Uber is usually not afraid to go on the offensive with regulators all over the world in order to facilitate its rapid growth and expansion. Be it by filing complaints against several governments in Europe at the beginning of 2015, or using it’s large venture cash pool to hand out aggressive cash incentives to drivers in India in order to go against opposing “old-economy” taxi monopolies.
In Uber’s most important growth market China, however, Uber’s management is much more cautious and obedient, knowing that their usual strategy of disrupting the market could possible come to a dead stop at anytime at will of the strong central government. Additionally, Uber is still only the minor player in China, competing with the extremely strong local competitor Didi Kuiadi that has around 80% of the market and gets significant invest from sources close to the Chinese government.
Uber therefore seems to go now for a strict compliance strategy in China. After China’s Ministry of Transport has published a draft of a new rule set for private e-hailing services, bringing in far-reaching regulatory demands on licenses, drivers and IT infrastructure, Uber is happy to comply with any new rule. Unlike Uber’s usual way of ‘acting first and (maybe) asking for permission later’, Uber has already announced that “the company is in close communication with Chinese regulators and would follow all new rules”.
Additionally, Uber will fully separate its China business from its other business by setting up an own Uber China company, and is trying to work more closely with local partners in order to get a better standing in the Chinese market. It is a “comply or die” situation, and Uber is likely to go for the survival option.
Uber said that to localize its Chinese business, Uber China has officially registered in Shanghai as a separate entity called Shanghai Wubo Information Technology, run by Chinese managers. It has obtained the requisite licenses and qualifications as an Internet company and placed its servers in China, the company added.
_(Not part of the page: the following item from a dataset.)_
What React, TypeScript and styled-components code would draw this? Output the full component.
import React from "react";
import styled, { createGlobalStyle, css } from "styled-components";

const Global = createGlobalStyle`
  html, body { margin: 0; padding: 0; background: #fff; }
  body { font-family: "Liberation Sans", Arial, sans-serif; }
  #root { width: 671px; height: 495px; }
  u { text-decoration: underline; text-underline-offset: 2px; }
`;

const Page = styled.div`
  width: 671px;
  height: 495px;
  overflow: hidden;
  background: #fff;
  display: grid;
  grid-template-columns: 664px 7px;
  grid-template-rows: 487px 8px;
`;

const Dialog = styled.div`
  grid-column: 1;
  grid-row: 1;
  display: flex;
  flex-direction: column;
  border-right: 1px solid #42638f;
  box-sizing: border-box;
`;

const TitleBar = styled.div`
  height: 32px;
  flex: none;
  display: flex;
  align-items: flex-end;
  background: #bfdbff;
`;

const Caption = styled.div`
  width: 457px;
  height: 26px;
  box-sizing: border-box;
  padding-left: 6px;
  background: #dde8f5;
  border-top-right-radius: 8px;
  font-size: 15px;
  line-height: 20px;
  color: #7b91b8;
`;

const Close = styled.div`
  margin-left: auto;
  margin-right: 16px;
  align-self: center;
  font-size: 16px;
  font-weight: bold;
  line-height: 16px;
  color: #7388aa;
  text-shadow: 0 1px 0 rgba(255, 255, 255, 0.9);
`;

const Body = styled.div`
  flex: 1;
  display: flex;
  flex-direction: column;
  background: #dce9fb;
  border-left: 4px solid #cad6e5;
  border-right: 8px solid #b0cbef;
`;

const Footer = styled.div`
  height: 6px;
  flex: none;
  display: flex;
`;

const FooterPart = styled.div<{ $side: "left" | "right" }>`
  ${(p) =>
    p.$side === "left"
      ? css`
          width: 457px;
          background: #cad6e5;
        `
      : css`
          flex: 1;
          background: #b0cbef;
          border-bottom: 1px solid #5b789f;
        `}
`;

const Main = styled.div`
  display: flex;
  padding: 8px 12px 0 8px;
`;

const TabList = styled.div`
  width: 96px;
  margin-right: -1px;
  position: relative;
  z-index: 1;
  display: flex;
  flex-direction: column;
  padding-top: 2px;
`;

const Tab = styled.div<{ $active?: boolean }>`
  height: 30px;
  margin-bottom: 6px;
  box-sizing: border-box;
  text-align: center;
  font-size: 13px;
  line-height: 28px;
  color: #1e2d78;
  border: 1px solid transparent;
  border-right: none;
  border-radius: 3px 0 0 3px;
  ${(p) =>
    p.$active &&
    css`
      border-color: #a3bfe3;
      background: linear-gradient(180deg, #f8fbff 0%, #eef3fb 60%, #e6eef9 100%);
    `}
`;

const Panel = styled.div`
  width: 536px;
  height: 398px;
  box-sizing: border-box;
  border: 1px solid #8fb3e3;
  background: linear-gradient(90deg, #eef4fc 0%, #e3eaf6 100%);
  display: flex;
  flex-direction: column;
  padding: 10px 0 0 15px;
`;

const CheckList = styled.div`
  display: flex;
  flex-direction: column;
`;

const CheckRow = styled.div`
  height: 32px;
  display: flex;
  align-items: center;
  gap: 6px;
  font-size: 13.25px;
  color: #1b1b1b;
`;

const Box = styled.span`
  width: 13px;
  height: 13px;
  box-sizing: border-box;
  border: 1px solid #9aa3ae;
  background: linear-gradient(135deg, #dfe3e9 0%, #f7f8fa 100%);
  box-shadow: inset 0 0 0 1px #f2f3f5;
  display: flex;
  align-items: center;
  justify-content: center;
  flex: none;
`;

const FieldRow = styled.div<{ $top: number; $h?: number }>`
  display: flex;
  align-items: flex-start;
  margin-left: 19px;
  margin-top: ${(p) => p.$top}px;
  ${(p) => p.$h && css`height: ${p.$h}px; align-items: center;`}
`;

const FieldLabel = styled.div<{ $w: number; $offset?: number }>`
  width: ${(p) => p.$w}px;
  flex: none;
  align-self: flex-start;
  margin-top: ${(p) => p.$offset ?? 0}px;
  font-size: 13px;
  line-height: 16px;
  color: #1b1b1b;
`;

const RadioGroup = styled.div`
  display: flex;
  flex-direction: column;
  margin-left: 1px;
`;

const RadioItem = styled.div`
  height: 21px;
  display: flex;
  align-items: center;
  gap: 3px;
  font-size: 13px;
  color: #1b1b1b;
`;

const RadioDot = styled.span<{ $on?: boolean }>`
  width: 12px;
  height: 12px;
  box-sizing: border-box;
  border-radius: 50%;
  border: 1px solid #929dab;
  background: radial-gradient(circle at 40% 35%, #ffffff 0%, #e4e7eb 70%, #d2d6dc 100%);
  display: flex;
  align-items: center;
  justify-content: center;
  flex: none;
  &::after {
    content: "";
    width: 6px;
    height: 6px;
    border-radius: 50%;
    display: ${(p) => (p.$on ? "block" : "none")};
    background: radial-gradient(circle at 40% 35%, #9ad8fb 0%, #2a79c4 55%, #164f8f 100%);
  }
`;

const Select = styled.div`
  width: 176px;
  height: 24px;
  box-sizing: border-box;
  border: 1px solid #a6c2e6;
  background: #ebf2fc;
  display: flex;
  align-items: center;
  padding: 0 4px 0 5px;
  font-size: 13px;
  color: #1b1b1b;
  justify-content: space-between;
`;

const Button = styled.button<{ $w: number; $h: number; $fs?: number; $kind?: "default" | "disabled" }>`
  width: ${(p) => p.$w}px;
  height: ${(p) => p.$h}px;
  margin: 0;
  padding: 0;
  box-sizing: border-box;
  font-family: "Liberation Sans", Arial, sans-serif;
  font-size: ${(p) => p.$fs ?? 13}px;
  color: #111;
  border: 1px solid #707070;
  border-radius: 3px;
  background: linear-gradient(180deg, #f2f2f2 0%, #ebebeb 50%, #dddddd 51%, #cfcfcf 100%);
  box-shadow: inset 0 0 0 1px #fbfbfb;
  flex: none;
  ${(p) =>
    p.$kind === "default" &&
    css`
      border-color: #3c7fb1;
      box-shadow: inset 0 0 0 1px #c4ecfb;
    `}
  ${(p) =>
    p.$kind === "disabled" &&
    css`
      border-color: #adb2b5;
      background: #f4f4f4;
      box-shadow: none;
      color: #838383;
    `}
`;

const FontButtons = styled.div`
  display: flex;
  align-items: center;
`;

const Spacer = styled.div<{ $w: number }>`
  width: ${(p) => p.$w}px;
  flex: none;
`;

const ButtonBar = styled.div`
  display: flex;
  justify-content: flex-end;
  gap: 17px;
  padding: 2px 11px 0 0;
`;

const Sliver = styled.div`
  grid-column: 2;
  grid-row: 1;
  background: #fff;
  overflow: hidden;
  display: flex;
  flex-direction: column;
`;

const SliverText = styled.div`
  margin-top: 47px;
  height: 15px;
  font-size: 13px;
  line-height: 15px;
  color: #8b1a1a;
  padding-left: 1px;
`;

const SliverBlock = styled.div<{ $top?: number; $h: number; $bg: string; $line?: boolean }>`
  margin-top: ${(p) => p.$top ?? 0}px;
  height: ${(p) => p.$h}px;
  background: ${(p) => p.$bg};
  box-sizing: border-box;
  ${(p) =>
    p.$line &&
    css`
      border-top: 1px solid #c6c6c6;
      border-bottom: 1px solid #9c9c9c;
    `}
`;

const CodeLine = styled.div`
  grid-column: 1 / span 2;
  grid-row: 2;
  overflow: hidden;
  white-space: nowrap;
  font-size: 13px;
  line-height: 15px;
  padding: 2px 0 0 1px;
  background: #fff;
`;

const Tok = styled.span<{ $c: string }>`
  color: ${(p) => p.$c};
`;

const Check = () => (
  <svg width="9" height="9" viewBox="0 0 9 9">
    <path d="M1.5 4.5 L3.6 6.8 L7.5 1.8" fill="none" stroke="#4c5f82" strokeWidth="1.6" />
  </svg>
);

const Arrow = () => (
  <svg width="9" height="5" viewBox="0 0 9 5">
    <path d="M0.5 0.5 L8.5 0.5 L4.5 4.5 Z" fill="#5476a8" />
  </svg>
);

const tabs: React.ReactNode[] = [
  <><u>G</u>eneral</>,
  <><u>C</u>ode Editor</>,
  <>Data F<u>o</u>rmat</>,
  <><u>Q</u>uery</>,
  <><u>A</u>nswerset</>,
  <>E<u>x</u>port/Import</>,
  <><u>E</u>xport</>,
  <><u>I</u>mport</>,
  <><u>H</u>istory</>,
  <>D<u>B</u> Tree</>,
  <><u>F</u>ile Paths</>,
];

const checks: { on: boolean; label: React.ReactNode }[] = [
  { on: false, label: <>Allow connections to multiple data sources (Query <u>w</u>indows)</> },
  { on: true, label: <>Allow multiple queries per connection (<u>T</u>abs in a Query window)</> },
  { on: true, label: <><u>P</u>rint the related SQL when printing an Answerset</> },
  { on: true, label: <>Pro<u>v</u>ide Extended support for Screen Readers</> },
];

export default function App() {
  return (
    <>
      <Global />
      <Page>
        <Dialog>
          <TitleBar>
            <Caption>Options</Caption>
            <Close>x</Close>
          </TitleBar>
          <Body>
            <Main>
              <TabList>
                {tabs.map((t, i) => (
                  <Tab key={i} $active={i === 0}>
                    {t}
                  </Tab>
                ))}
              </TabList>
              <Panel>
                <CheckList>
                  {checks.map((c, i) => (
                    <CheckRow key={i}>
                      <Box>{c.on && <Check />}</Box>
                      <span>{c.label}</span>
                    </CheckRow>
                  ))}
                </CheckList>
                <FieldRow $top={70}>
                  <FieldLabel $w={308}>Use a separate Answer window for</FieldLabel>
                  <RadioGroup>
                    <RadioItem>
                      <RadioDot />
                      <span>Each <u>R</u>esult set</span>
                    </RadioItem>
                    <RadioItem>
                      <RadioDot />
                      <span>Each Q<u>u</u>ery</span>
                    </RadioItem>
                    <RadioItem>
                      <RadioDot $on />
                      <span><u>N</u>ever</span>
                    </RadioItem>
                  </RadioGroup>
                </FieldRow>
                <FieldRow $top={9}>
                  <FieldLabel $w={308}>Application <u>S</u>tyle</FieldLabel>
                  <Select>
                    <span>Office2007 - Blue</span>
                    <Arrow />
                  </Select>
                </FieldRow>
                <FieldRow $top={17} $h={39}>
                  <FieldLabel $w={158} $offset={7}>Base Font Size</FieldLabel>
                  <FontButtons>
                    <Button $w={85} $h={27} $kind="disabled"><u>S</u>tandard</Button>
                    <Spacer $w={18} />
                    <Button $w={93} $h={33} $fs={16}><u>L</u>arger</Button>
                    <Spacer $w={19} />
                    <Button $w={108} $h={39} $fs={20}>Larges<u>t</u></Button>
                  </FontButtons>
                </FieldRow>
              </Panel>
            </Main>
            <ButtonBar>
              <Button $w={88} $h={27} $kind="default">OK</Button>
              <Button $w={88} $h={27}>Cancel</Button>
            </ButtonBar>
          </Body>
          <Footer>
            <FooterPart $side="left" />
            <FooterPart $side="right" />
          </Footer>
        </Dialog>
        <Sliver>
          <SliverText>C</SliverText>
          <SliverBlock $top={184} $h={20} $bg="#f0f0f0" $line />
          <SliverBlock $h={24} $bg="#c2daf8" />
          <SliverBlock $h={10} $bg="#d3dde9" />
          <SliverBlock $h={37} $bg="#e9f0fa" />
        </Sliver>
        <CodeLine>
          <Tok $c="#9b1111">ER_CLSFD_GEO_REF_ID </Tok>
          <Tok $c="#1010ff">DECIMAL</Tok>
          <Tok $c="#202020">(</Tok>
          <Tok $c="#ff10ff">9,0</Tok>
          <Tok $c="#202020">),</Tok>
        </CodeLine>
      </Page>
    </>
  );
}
China Tightens Oversight of Private Car-Hailing Services
The Chinese Uber competitor Didi Kuaidi is ramping up the valuation game with a prominent invest from China’s sovereign-wealth fund CIC. Didi Kuaidi, which was formed by the USD$6 billion merger of the two competing taxi-hailing apps, Kuaidi Dache and Didi Dache, in February has now reached a valuation of USD$15 billion.
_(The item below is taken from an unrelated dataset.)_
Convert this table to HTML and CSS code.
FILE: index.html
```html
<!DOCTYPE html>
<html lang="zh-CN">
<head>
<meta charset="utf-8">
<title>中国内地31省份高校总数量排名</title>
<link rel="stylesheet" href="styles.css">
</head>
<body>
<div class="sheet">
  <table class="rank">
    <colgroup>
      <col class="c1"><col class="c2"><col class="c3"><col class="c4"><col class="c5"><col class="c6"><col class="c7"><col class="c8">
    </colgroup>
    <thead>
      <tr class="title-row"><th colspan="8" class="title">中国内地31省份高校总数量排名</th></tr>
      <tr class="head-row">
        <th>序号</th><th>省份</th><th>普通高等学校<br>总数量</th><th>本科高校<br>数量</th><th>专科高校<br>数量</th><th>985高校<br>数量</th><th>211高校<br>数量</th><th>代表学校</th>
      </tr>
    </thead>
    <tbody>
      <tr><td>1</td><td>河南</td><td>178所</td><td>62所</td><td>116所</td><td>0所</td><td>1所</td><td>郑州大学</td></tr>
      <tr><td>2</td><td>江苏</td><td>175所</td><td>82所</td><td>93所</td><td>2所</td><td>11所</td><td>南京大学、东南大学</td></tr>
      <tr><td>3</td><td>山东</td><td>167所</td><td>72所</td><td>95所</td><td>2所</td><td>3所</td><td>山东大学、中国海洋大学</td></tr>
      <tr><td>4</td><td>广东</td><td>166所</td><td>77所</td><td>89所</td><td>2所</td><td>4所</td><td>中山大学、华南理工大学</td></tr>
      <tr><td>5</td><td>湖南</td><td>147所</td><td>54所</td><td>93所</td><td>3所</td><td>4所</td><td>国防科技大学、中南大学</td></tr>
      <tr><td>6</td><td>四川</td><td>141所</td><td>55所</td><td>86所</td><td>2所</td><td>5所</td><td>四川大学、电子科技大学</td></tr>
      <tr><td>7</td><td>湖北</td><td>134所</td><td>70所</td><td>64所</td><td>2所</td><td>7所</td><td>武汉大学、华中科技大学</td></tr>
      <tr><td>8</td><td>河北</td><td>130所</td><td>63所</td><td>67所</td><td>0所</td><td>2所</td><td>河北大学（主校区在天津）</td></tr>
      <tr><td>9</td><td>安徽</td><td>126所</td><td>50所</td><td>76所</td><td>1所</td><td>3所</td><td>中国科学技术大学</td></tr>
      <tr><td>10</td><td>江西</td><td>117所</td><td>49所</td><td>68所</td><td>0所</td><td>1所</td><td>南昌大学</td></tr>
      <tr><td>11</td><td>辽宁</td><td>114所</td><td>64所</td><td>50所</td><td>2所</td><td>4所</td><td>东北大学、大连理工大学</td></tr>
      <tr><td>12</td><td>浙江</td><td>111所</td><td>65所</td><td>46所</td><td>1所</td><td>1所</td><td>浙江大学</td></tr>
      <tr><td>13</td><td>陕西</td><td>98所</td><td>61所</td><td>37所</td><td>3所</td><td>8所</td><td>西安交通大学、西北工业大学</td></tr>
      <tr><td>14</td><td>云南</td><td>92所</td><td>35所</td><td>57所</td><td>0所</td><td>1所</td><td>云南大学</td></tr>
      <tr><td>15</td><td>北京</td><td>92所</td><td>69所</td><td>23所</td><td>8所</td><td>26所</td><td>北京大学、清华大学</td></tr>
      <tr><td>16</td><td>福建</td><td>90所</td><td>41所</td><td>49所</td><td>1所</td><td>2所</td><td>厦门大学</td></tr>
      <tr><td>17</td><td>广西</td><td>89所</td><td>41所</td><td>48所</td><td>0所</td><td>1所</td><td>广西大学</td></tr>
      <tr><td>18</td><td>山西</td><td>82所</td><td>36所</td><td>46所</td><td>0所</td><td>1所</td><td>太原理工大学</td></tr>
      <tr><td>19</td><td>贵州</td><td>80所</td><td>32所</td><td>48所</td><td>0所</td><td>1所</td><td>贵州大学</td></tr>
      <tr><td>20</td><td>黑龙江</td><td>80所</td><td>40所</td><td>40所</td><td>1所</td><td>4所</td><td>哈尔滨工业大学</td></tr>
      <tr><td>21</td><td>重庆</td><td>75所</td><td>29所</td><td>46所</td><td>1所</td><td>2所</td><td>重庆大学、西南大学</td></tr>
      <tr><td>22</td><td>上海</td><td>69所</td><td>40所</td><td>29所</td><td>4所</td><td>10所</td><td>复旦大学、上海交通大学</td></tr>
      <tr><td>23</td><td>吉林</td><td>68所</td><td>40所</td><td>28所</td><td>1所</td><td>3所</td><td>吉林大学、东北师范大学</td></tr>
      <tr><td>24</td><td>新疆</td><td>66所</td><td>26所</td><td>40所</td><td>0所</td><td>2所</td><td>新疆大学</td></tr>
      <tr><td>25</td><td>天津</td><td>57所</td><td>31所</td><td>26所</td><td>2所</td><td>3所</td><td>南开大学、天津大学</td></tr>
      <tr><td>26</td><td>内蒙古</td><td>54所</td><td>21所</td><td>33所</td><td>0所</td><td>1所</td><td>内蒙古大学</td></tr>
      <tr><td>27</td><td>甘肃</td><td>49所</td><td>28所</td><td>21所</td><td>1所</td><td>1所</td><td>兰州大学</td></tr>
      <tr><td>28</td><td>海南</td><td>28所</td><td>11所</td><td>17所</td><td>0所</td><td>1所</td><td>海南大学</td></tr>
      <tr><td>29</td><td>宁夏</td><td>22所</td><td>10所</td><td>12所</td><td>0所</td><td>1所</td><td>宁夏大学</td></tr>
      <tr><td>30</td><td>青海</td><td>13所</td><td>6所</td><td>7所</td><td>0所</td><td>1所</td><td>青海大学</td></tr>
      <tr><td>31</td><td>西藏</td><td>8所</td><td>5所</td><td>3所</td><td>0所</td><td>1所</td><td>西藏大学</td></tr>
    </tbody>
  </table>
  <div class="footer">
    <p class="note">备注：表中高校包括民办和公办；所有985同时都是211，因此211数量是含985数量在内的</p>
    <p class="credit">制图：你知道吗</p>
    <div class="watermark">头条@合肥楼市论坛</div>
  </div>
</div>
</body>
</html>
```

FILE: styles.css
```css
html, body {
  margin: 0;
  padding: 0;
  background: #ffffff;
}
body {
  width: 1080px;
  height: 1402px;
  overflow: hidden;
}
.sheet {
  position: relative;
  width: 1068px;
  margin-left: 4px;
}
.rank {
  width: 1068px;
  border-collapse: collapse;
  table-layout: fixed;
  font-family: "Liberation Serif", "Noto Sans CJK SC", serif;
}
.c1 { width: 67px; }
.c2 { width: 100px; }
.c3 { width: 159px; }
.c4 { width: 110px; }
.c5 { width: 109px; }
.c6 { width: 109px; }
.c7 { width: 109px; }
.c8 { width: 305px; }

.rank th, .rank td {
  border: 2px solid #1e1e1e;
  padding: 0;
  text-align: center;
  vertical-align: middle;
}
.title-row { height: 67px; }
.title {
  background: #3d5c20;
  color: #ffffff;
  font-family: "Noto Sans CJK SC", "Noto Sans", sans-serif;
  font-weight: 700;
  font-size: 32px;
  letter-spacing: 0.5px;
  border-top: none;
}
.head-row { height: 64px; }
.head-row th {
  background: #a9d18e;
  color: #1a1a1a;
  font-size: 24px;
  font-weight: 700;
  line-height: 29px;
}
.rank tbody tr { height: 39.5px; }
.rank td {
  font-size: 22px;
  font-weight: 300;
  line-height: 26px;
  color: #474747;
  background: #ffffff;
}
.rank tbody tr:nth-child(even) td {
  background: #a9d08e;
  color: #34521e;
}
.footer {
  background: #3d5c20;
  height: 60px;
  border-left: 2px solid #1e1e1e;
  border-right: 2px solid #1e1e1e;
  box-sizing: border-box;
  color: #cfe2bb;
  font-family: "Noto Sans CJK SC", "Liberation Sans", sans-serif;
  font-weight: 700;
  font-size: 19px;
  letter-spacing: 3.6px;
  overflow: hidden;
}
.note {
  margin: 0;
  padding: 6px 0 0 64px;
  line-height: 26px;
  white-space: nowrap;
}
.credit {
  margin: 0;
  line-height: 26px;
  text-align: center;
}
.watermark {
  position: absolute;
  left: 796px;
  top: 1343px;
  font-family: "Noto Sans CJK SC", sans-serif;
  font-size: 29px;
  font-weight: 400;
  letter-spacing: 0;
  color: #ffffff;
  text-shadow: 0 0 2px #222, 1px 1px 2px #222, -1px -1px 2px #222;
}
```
While this might be still small compared to Uber’s current boasting USD$50 billion valuation, the potential mid- and long-term implications for Uber in China are interesting. Didi Kuaidi claims to control around 80% of the market, on both taxi hailing as well as premium / limousine booking.
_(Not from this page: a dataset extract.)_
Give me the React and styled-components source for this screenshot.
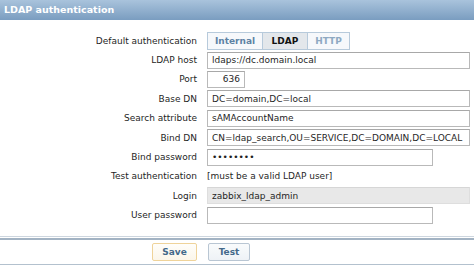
import React from "react";
import styled, { createGlobalStyle } from "styled-components";

const GlobalStyle = createGlobalStyle`
    body {
        margin: 0;
        background: #ffffff;
        font-family: "DejaVu Sans", Verdana, sans-serif;
        font-size: 9px;
        color: #1f1f1f;
    }
`

const Page = styled.div`
    width: 474px;
    height: 268px;
    overflow: hidden;
    background: #ffffff;
`

const Header = styled.div`
    height: 20px;
    line-height: 19px;
    padding-left: 4px;
    background: linear-gradient(#a9c3dc, #7a9dc0);
    color: #ffffff;
    font-weight: bold;
    font-size: 9.5px;
`

const Form = styled.div`
    display: grid;
    grid-template-columns: 197px 1fr;
    grid-auto-rows: 19.4px;
    column-gap: 10px;
    padding-top: 11px;
    padding-bottom: 11px;
`

const Label = styled.div`
    display: flex;
    align-items: center;
    justify-content: flex-end;
    white-space: nowrap;
`

const Field = styled.div`
    display: flex;
    align-items: center;
`

const Tabs = styled.div`
    display: flex;
    height: 18px;
`

const Tab = styled.div`
    box-sizing: border-box;
    display: flex;
    align-items: center;
    justify-content: center;
    width: ${p => p.$w}px;
    border: 1px solid #b7cadb;
    margin-left: -1px;
    font-weight: bold;
    color: ${p => (p.$active ? "#111111" : p.$muted ? "#8ea9c2" : "#5d82a4")};
    background: ${p => (p.$active ? "#e3e7eb" : "#f6f8fb")};
    &:first-child {
        margin-left: 0;
    }
`

const TextInput = styled.input`
    box-sizing: border-box;
    width: ${p => p.$w}px;
    height: 17px;
    margin: 0;
    padding: 0 4px;
    border: 1px solid ${p => (p.$disabled ? "#dedede" : "#b9b9b9")};
    border-top-color: ${p => (p.$disabled ? "#d6d6d6" : "#a8a8a8")};
    background: ${p => (p.$disabled ? "#e8e8e8" : "#ffffff")};
    font-family: "DejaVu Sans", Verdana, sans-serif;
    font-size: 9px;
    color: #1f1f1f;
    text-align: ${p => (p.$right ? "right" : "left")};
    outline: none;
`

const Note = styled.span`
    color: #1f1f1f;
`

const Footer = styled.div`
    display: grid;
    grid-template-columns: 197px 1fr;
    column-gap: 11px;
    padding: 6px 0 3px;
    border-top: 1px solid #cdd6df;
    box-shadow: inset 0 1px 0 #ffffff, inset 0 3px 0 #a3b3c3;
    border-bottom: 1px solid #b3c1ce;
`

const Button = styled.div`
    box-sizing: border-box;
    height: 18px;
    width: ${p => p.$w}px;
    display: flex;
    align-items: center;
    justify-content: center;
    justify-self: ${p => (p.$end ? "end" : "start")};
    border: 1px solid ${p => (p.$primary ? "#efd39a" : "#b9c6d3")};
    border-radius: 2px;
    background: ${p => (p.$primary ? "linear-gradient(#fffefa, #fbf6ea)" : "linear-gradient(#f9fbfc, #eef2f6)")};
    color: #44698a;
    font-weight: bold;
`

function Row({ label, children }) {
    return (
        <>
            <Label>{label}</Label>
            <Field>{children}</Field>
        </>
    )
}

export default function App() {
    return (
        <Page>
            <GlobalStyle />
            <Header>LDAP authentication</Header>
            <Form>
                <Row label="Default authentication">
                    <Tabs>
                        <Tab $w={56}>Internal</Tab>
                        <Tab $w={46} $active>LDAP</Tab>
                        <Tab $w={43} $muted>HTTP</Tab>
                    </Tabs>
                </Row>
                <Row label="LDAP host">
                    <TextInput $w={263} readOnly defaultValue="ldaps://dc.domain.local" />
                </Row>
                <Row label="Port">
                    <TextInput $w={38} $right readOnly defaultValue="636" />
                </Row>
                <Row label="Base DN">
                    <TextInput $w={263} readOnly defaultValue="DC=domain,DC=local" />
                </Row>
                <Row label="Search attribute">
                    <TextInput $w={263} readOnly defaultValue="sAMAccountName" />
                </Row>
                <Row label="Bind DN">
                    <TextInput $w={263} readOnly defaultValue="CN=ldap_search,OU=SERVICE,DC=DOMAIN,DC=LOCAL" />
                </Row>
                <Row label="Bind password">
                    <TextInput $w={226} type="password" readOnly defaultValue="password" />
                </Row>
                <Row label="Test authentication">
                    <Note>[must be a valid LDAP user]</Note>
                </Row>
                <Row label="Login">
                    <TextInput $w={263} $disabled readOnly defaultValue="zabbix_ldap_admin" />
                </Row>
                <Row label="User password">
                    <TextInput $w={226} type="password" readOnly defaultValue="" />
                </Row>
            </Form>
            <Footer>
                <Button $w={45} $end $primary>Save</Button>
                <Button $w={42}>Test</Button>
            </Footer>
        </Page>
    )
}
With government-close CIC as investor – and the respective ‘guanxi’ with the authorities, and the close roots to the existing taxi industry, Didi Kuaidi might be much better suited to further establish its presence and dominate the market for ride-hailing. The model of Didi Kuaidi’s operation – going hand in hand with existing providers and offering additional services on top – fundamentally differs from Uber’s ‘let’s disrupt the taxi industry” approach.
Jean Liu – president of Didi Kuaidi – made this point very clear in her talk with the Wallstreet Journal:
“We have a unique business model. We provide a comprehensive range of products. We are trying to serve every Chinese in every situation. (…) Our philosophy is we don’t really believe in disruptive termination. When it concerns millions of people’s jobs, and when it concerns tens of millions of people’s life, what we believe in is collaborative reform from within. We try to work with everyone.”